La canonisation médiatico-politique de l’abbé Pierre était prévisible. C’est la loi du genre : incroyablement populaire de son vivant, il l’est davantage encore une fois mort. Funérailles nationales, déluge d’éloges, éditions spéciales : le prêtre rebelle rejoint le camp très select des panthéonisables ».
Evidemment, la décence impose à tous de reconnaître que le combat de le l’abbé Pierre reste d’une actualité criante. La misère perdure et le « mal logement » touche de nombreux compatriotes. On devine d’avance ce que seront les promesses des candidats à la présidentielle : en finir avec le scandale que le prêtre n’a cessé de dénoncer depuis des décennies. « Continuer le combat » : gageons qu’ils en feront tous le serment.
Il faudra pour cela bien plus que des déclarations émues. La paupérisation du salariat et les difficultés d’accès au logement constituent la réalité sociale d’un pays qui pourtant n’en finit pas de s’enrichir. Pour enrayer ce phénomène, « l’insurrection de la bonté » ne suffit pas. Le défunt abbé lui-même savait que la charité ne remplace pas la politique, et que c’est aussi à la loi d’organiser la solidarité. Ce n’est pas un hasard si l’un de ses derniers combats concernait la loi SRU et son article 55 obligeant les communes à construire au moins 20 % de logement social.

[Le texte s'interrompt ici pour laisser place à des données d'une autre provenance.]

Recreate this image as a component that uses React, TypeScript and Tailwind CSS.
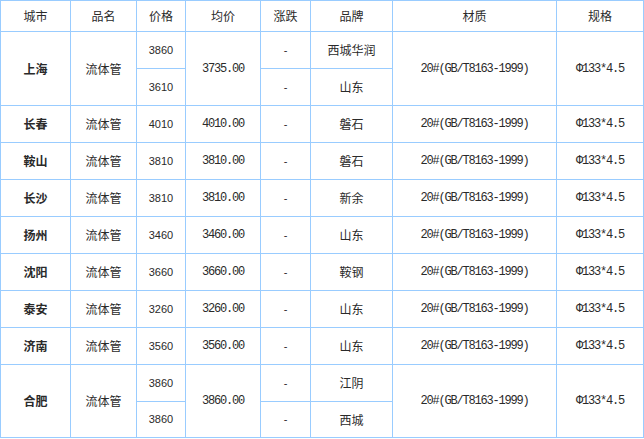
import React from "react";

type Row = {
  city: string;
  prices: string[];
  avg: string;
  brands: string[];
};

const rows: Row[] = [
  { city: "上海", prices: ["3860", "3610"], avg: "3735.00", brands: ["西城华润", "山东"] },
  { city: "长春", prices: ["4010"], avg: "4010.00", brands: ["磐石"] },
  { city: "鞍山", prices: ["3810"], avg: "3810.00", brands: ["磐石"] },
  { city: "长沙", prices: ["3810"], avg: "3810.00", brands: ["新余"] },
  { city: "扬州", prices: ["3460"], avg: "3460.00", brands: ["山东"] },
  { city: "沈阳", prices: ["3660"], avg: "3660.00", brands: ["鞍钢"] },
  { city: "泰安", prices: ["3260"], avg: "3260.00", brands: ["山东"] },
  { city: "济南", prices: ["3560"], avg: "3560.00", brands: ["山东"] },
  { city: "合肥", prices: ["3860", "3860"], avg: "3860.00", brands: ["江阴", "西城"] },
];

const cjk = "font-['Noto_Sans_CJK_SC',sans-serif]";
const mono = "font-['Liberation_Mono','Noto_Sans_CJK_SC',monospace] text-[12px] tracking-[-1.2px]";
const num = "font-['Liberation_Sans',sans-serif] text-[11px]";
const td = "border border-[#99ccff] text-center align-middle p-0";

export default function App() {
  return (
    <div className="bg-white w-[644px] h-[439px] text-[#2a2a2a]">
      <table className="table-fixed border-collapse w-[643px] text-[12px]">
        <colgroup>
          <col className="w-[70px]" />
          <col className="w-[66px]" />
          <col className="w-[49px]" />
          <col className="w-[75px]" />
          <col className="w-[50px]" />
          <col className="w-[82px]" />
          <col className="w-[164px]" />
          <col className="w-[87px]" />
        </colgroup>
        <thead>
          <tr className="h-[31px]">
            {["城市", "品名", "价格", "均价", "涨跌", "品牌", "材质", "规格"].map((h) => (
              <th key={h} className={`${td} ${cjk} font-normal`}>
                {h}
              </th>
            ))}
          </tr>
        </thead>
        <tbody>
          {rows.map((r, ri) => {
            const span = r.prices.length;
            const last = ri === rows.length - 1;
            const sub = r.prices.map((p, i) => (
              <tr key={`${r.city}-${i}`} className={last && i === span - 1 ? "h-[36px]" : "h-[37px]"}>
                {i === 0 && (
                  <>
                    <td rowSpan={span} className={`${td} ${cjk} font-bold`}>
                      {r.city}
                    </td>
                    <td rowSpan={span} className={`${td} ${cjk}`}>
                      流体管
                    </td>
                  </>
                )}
                <td className={`${td} ${num}`}>{p}</td>
                {i === 0 && (
                  <td rowSpan={span} className={`${td} ${mono}`}>
                    {r.avg}
                  </td>
                )}
                <td className={`${td} ${num}`}>-</td>
                <td className={`${td} ${cjk}`}>{r.brands[i]}</td>
                {i === 0 && (
                  <>
                    <td rowSpan={span} className={`${td} ${mono}`}>
                      20#(GB/T8163-1999)
                    </td>
                    <td rowSpan={span} className={`${td} ${mono}`}>
                      Φ133*4.5
                    </td>
                  </>
                )}
              </tr>
            ));
            return <React.Fragment key={r.city}>{sub}</React.Fragment>;
          })}
        </tbody>
      </table>
    </div>
  );
}
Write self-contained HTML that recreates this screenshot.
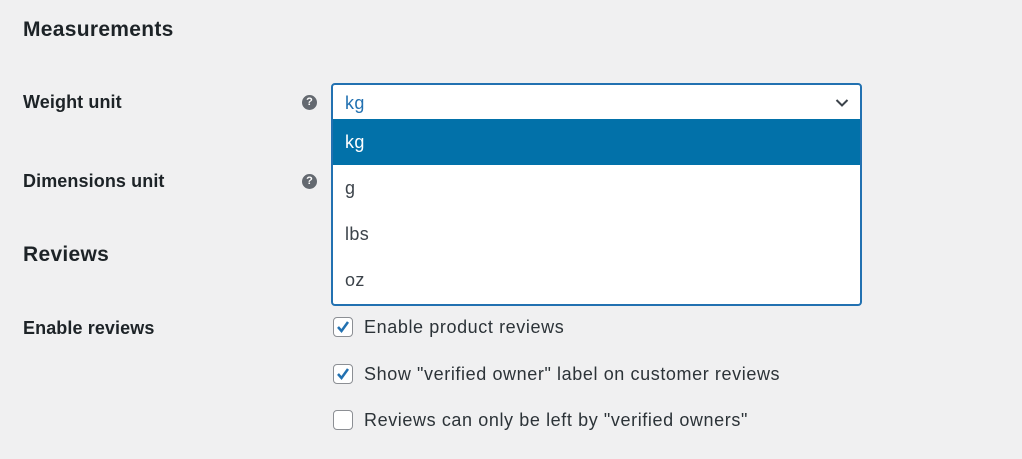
<!DOCTYPE html>
<html><head><style>
body{margin:0;width:1022px;height:459px;background:#f0f0f1;font-family:"Liberation Sans",sans-serif;color:#1d2327;position:relative;overflow:hidden}
.a{position:absolute;white-space:nowrap}
h2{position:absolute;margin:0;font-size:21px;letter-spacing:0.3px;font-weight:bold;color:#1d2327}
.lbl{font-size:18px;letter-spacing:0.1px;font-weight:bold;color:#1d2327}
.q{position:absolute;width:15px;height:15px;border-radius:50%;background:#646970;color:#fff;font-size:11px;font-weight:bold;text-align:center;line-height:15px}
.dd{position:absolute;left:331px;top:83px;width:527px;height:219px;border:2px solid #2271b1;border-radius:4px;background:#fff;overflow:hidden;font-size:18px;letter-spacing:0.4px}
.opt{position:absolute;left:12px;color:#3c434a}
.cb{position:absolute;left:333px;width:18px;height:18px;border:1px solid #8c8f94;border-radius:4px;background:#fff}
.t{font-size:18px;letter-spacing:0.6px;color:#2c3338;left:364px}
</style></head><body>
<h2 style="left:23px;top:18px">Measurements</h2>
<div class="a lbl" style="left:23px;top:92px">Weight unit</div>
<div class="q" style="left:302px;top:95px">?</div>
<div class="a lbl" style="left:23px;top:171px">Dimensions unit</div>
<div class="q" style="left:302px;top:174px">?</div>
<h2 style="left:23px;top:243px">Reviews</h2>
<div class="a lbl" style="left:23px;top:318px">Enable reviews</div>
<div class="dd">
 <div class="opt" style="top:8px;color:#2271b1">kg</div>
 <svg style="position:absolute;left:502px;top:13px" width="14" height="10" viewBox="0 0 14 10"><path d="M1.5 2 L7 7.5 L12.5 2" fill="none" stroke="#3c434a" stroke-width="2"/></svg>
 <div style="position:absolute;left:0;top:34px;width:100%;height:46px;background:#0271a9"></div>
 <div class="opt" style="top:47px;color:#fff">kg</div>
 <div class="opt" style="top:93px">g</div>
 <div class="opt" style="top:139px">lbs</div>
 <div class="opt" style="top:185px">oz</div>
</div>
<div class="cb" style="top:317px"><svg width="18" height="18" viewBox="0 0 18 18"><path d="M4 9 L7.5 13 L14 4" fill="none" stroke="#2271b1" stroke-width="2.5"/></svg></div>
<div class="a t" style="top:317px">Enable product reviews</div>
<div class="cb" style="top:364px"><svg width="18" height="18" viewBox="0 0 18 18"><path d="M4 9 L7.5 13 L14 4" fill="none" stroke="#2271b1" stroke-width="2.5"/></svg></div>
<div class="a t" style="top:364px">Show "verified owner" label on customer reviews</div>
<div class="cb" style="top:410px"></div>
<div class="a t" style="top:410px">Reviews can only be left by "verified owners"</div>
</body></html>
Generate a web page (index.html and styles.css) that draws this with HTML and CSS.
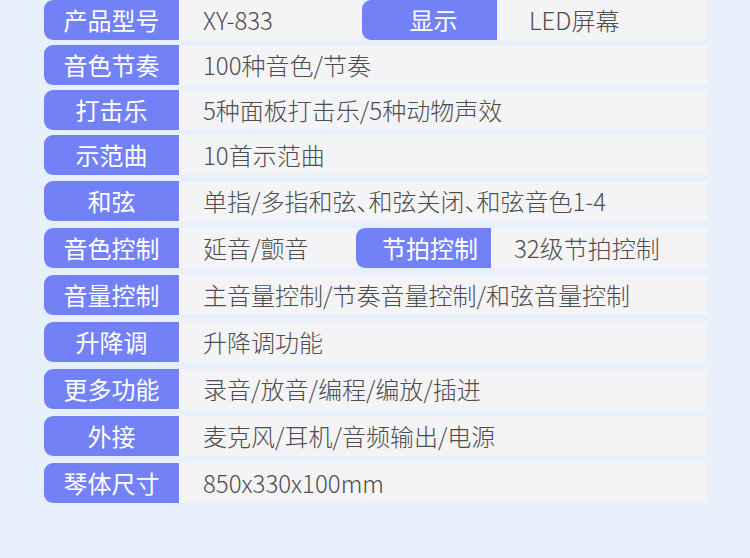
FILE: index.html
```html
<!DOCTYPE html>
<html lang="zh-CN">
<head>
<meta charset="utf-8">
<title>产品参数</title>
<link rel="stylesheet" href="styles.css">
</head>
<body>
<div class="spec">
  <div class="row">
    <div class="label">产品型号</div>
    <div class="value value--w183">XY-833</div>
    <div class="label label--shift4">显示</div>
    <div class="value value--pad32">LED屏幕</div>
  </div>
  <div class="row">
    <div class="label">音色节奏</div>
    <div class="value">100种音色/节奏</div>
  </div>
  <div class="row">
    <div class="label">打击乐</div>
    <div class="value">5种面板打击乐/5种动物声效</div>
  </div>
  <div class="row">
    <div class="label">示范曲</div>
    <div class="value">10首示范曲</div>
  </div>
  <div class="row row--gap6">
    <div class="label">和弦</div>
    <div class="value value--halt">单指/多指和弦、和弦关闭、和弦音色1-4</div>
  </div>
  <div class="row row--gap7">
    <div class="label">音色控制</div>
    <div class="value value--w177">延音/颤音</div>
    <div class="label label--shift12">节拍控制</div>
    <div class="value value--pad23">32级节拍控制</div>
  </div>
  <div class="row row--gap7">
    <div class="label">音量控制</div>
    <div class="value">主音量控制/节奏音量控制/和弦音量控制</div>
  </div>
  <div class="row row--gap7">
    <div class="label">升降调</div>
    <div class="value">升降调功能</div>
  </div>
  <div class="row row--gap7">
    <div class="label">更多功能</div>
    <div class="value">录音/放音/编程/编放/插进</div>
  </div>
  <div class="row row--gap7">
    <div class="label">外接</div>
    <div class="value">麦克风/耳机/音频输出/电源</div>
  </div>
  <div class="row row--gap7">
    <div class="label">琴体尺寸</div>
    <div class="value">850x330x100mm</div>
  </div>
</div>
</body>
</html>
```

FILE: styles.css
```css
html, body {
  margin: 0;
  padding: 0;
  background: #e8f0fc;
}
body {
  width: 750px;
  height: 558px;
  overflow: hidden;
  font-family: "Noto Sans CJK SC", "Noto Sans", sans-serif;
}
.spec {
  display: flex;
  flex-direction: column;
  gap: 5px;
  padding-left: 44px;
  width: 663px;
}
.row {
  display: flex;
  height: 40px;
}
.row--gap6 { margin-top: 1px; }
.row--gap7 { margin-top: 2.05px; }
.label {
  flex: 0 0 135px;
  background: #7381f7;
  color: #ffffff;
  font-size: 24px;
  line-height: 40px;
  text-align: center;
  border-radius: 9px 0 0 9px;
  box-sizing: border-box;
  font-weight: 400;
}
.label--shift4 { padding-left: 8px; }
.label--shift12 { padding-left: 13px; }
.value {
  flex: 1 1 auto;
  background: #f4f4f6;
  color: #4d4d4d;
  font-size: 24px;
  line-height: 40px;
  padding-left: 24px;
  white-space: nowrap;
  font-weight: 300;
}
.value--halt {
  font-feature-settings: "halt" 1;
}
.value--w183 { flex: 0 0 183px; box-sizing: border-box; }
.value--w177 { flex: 0 0 177px; box-sizing: border-box; }
.value--pad32 { padding-left: 32px; }
.value--pad23 { padding-left: 23px; }
```
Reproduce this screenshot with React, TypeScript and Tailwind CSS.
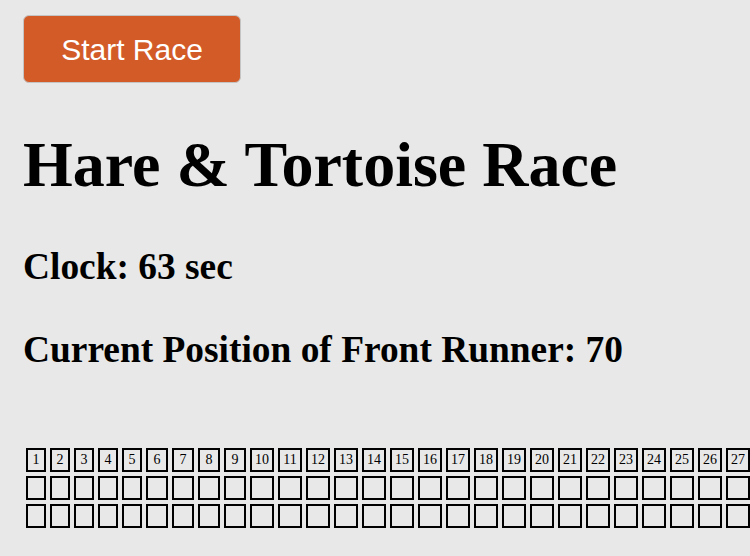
import React from "react";

const cols = Array.from({ length: 100 }, (_, i) => i + 1);

function widthClass(n: number) {
  if (n <= 5) return "w-[20px]";
  if (n <= 9) return "w-[22px]";
  return "w-[24px]";
}

function Row({ labels }: { labels: boolean }) {
  return (
    <div className="flex gap-[4px] shrink-0">
      {cols.map((n) => (
        <div
          key={n}
          className={`${widthClass(n)} h-[24px] shrink-0 border-2 border-black flex items-center justify-center text-[14px] leading-none text-black`}
        >
          {labels ? n : ""}
        </div>
      ))}
    </div>
  );
}

export default function App() {
  return (
    <div
      className="w-[750px] h-[556px] overflow-hidden bg-[#e8e8e8]"
      style={{ fontFamily: '"Liberation Serif", "Times New Roman", serif' }}
    >
      <div className="pl-[23px] pt-[15px]">
        <button
          className="w-[218px] h-[68px] rounded-[6px] border border-[#c4c4c4] bg-[#d35b28] text-white text-[30px] flex items-center justify-center"
          style={{ fontFamily: '"Liberation Sans", Arial, sans-serif' }}
        >
          Start Race
        </button>
        <h1 className="mt-[50px] text-[64px] leading-[64px] font-bold text-black whitespace-nowrap">
          Hare &amp; Tortoise Race
        </h1>
        <h2 className="mt-[51px] text-[37.4px] leading-[37px] font-bold text-black whitespace-nowrap">
          Clock: 63 sec
        </h2>
        <h2 className="mt-[46px] text-[37.4px] leading-[37px] font-bold text-black whitespace-nowrap">
          Current Position of Front Runner: 70
        </h2>
      </div>
      <div className="pl-[26px] mt-[80px] flex flex-col gap-[4px]">
        <Row labels={true} />
        <Row labels={false} />
        <Row labels={false} />
      </div>
    </div>
  );
}
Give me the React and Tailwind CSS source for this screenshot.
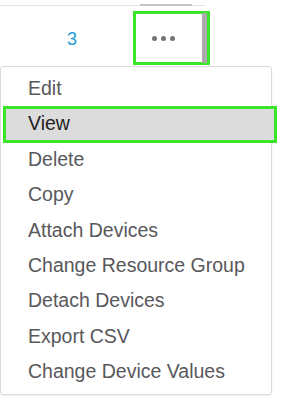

Pour éviter de sombrer dans le consensus émollient, il faut rappeler ces évidences. La colère et l’indignation, qui animaient justement l’abbé Pierre, ne valent pas grand chose si elles n’inspirent pas des mesures concrètes et radicales. La lutte contre la spéculation immobilière, l’augmentation du pouvoir d’achat et l’éradication du logement précaire constituent des priorités absolues. Plutôt que des éloges convenus, les Français attendent des actes.